Las vidas que no viví es una historia de mujeres sobre todo porque se oye, con nitidez, los ecos de una mujer común a todas: la mujer que la cultura patriarcal mata, simbólicamente en el mejor de los casos. “A mamá también le habría gustado ocuparse, estar sola en el campo, ir y venir desde el pueblo con el viento de frente y el sol en la cara, pensar o no sobre sus deseos, perderse de camino para comprar algo, beber un gin, visitar a alguien. Pero nunca lo hizo”. Esa mujer amputada por la que sentimos un sabor amargo en la comisura de los labios, el de la impotencia y la derrota. Pero también sabemos que soo esa mujer, desde su vulnerabilidad, será la única capaz de comprendernos, de no hacernos sentir culpables (dice Anna: “ya no siento la culpa”). Consuelo y vacío: el jardín se está muriendo, el patio está sólo, la fuente está vacía, escribe la poeta iraní Forugh Farrojzad.
¿Ese huerto-jardín fue acaso un paraíso? Es la pregunta obsesiva de Almarcegui. Igual lo fue, mientras Pari cultivaba las semillas de azafrán en un huerto que no era suyo pero que era su lugar en el mudo. Lo supo nada más verlo: cuidaba el huerto y esperaba a su nieta Mana. Mientras, Anna proyectaba un jardín sin poseer ninguna casa (¿quién puede hoy en día permitirse alquilar una casa con jardín en una isla lastrada por el turismo de élite?) y también esperaba: el nacimiento de su hija, ella.
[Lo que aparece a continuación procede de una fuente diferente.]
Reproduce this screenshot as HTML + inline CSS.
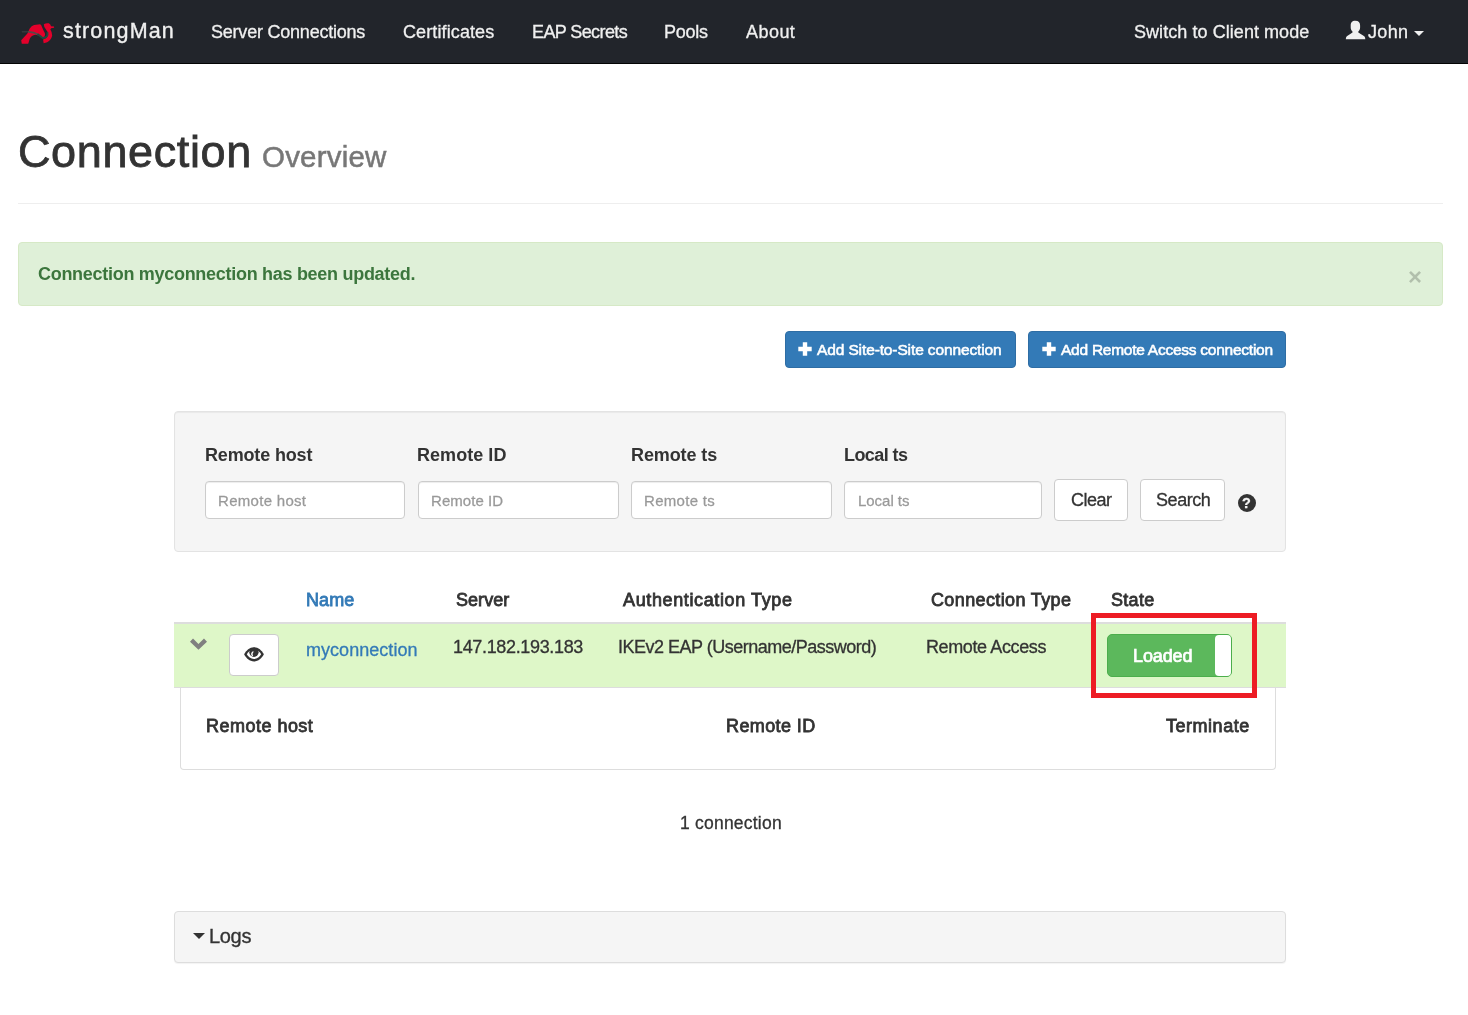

Mientras, vivían junto a otros migrantes iraníes en una especie de comuna, y los niños jugaban en el patio del viejo hotel de abandonado, que habían arreglado para que no se cayera, para que no se lo comiera la humedad, al igual que había hecho una pareja de Barcelona que, antes que ellas, invitaban y conversaban con sus a amigos en Torre Petxina. Antes del desalojo, antes de que fuera convertido en un hotel de lujo, antes de que fuera abandonado y ocupado de nuevo. Entre una catástrofe y la siguiente, entre una guerra y otra, entre una vida y otra.